Here’s to Michigan’s historical agency, reinvigorated at 100

5/24/2013

LANSING — A century ago, Detroit was a prosperous and fast-growing city on the move.

Michigan had about 3 million people, and was about to have many more, thanks to an innovation a manufacturer named Henry Ford was tinkering with and would spring on the automobile industry that summer: the moving assembly line.

The state’s governor at the time, Democrat Woodbridge Ferris, isn’t remembered as a towering figure. He used to admit cheerfully he never would have been elected except for a split in the state’s Republican Party.

But he struck a blow for history in May, 1913, by signing a bill that created the Michigan Historical Commission. The commission has been around ever since.

It has survived several bureaucratic attempts to do it in, has bounced around state departments like a cork in the rapids, but never has given up trying to make Michiganians aware of their legacy.

“The commission has been caretaker of our heritage for a century,” said Jack Dempsey, an attorney, author, and history buff who is the commission’s president.

The commission doesn’t have a high profile. The most visible thing it does is erect and maintain the famous green-and-gold historical markers in front of more than 1,700 storied sites — from the famous Model T plant in Highland Park, to the Grand Hotel on Mackinac Island, to an ancient Gaelic-language Catholic Church on far-flung Beaver Island, to places throughout the Upper Peninsula.

But it does considerably more than that, on a budget that can best be described as nonexistent. Three years ago, it helped renovate tiny Capitol Park in Detroit, site of the state’s first capitol. That effort briefly made headlines when workers at first couldn’t find the coffin or body of Stevens T. Mason, Michigan‘s first governor.

Eventually the remains turned up, each bone lovingly stitched to a mattress. After suitable ceremonies, Mr. Mason was reinterred.

There are a number of people like Mr. Dempsey, who just can’t get enough of the history that shaped the state’s times. He stole hours away from his law practice and his family to write an excellent little book published two years ago, Michigan and the Civil War.

But sadly, most people are pretty ignorant of what came before, which is why Mr. Dempsey and his fellow commissioners face a constant scramble to preserve the state’s history.

Possibly their closest call came four years ago. Then-Gov. Jennifer Granholm, who grew up in California and has returned there, was — to put it mildly — not steeped in Michigan traditions.

When money got tight, she abolished the Michigan State Fair and the Department of History, Arts, and Libraries. She then apparently wanted to turn the Michigan Library and Historical Center into what she called a “Center for Innovation and Reinvention.”

Remarkably, the board she created to do that balked. It said the historical center “should remain … it shelters and protects the heritage of our state, from our first constitution to twenty-first century legislative hearings. Its collections and programs do more than honor our past, they give us the base to build our collective future.“

Although the library has survived, the commissioners have been tossed around. Ms. Granholm made the historical commission part of a new Department of Natural Resources and the Environment.

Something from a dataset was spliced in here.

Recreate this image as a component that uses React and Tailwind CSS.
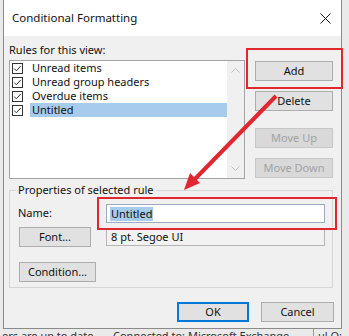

Gov. Rick Snyder abolished that change, and sent the commission back to the Department of Natural Resources. More information about the commission is available at michigan.gov/mhcommission.

One thing hasn’t changed: The commissioners get the same salary as in 1913: nothing.

“They used to pay some expenses, but hey, it’s a labor of love,” Mr. Dempsey laughed.

Evidently so — one commissioner, Elizabeth Adams, served for 54 years, believed to be a record for any person on any commission in state, if not American, history.

These days, the commissioners have plenty to do. They managed to save Ulysses S. Grant’s home, which eventually will be moved from the now-closed fairgrounds. They’ve helped improve the Iron Industry Museum in Negaunee, and are deeply involved in a number of programs on the sesquicentennial of the Civil War.

This month, members past and present, celebrated the commission’s anniversary with bumpy cake from Sanders, the legendary Detroit sweetshop that created that treat a century ago.

They then saluted the pending 100th birthday of Michigan’s only U.S. president, Gerald Ford, and approved four new markers, one celebrating the founders of the Meijer grocery chain.

What they are all about, Mr. Dempsey added, is “preserving and sharing the stories that feed the souls and shelter the hearts of Michiganders, helping them find their sense of place.”

Jack Lessenberry, a member of the journalism faculty at Wayne State University in Detroit and The Blade’s ombudsman, writes on issues and people in Michigan.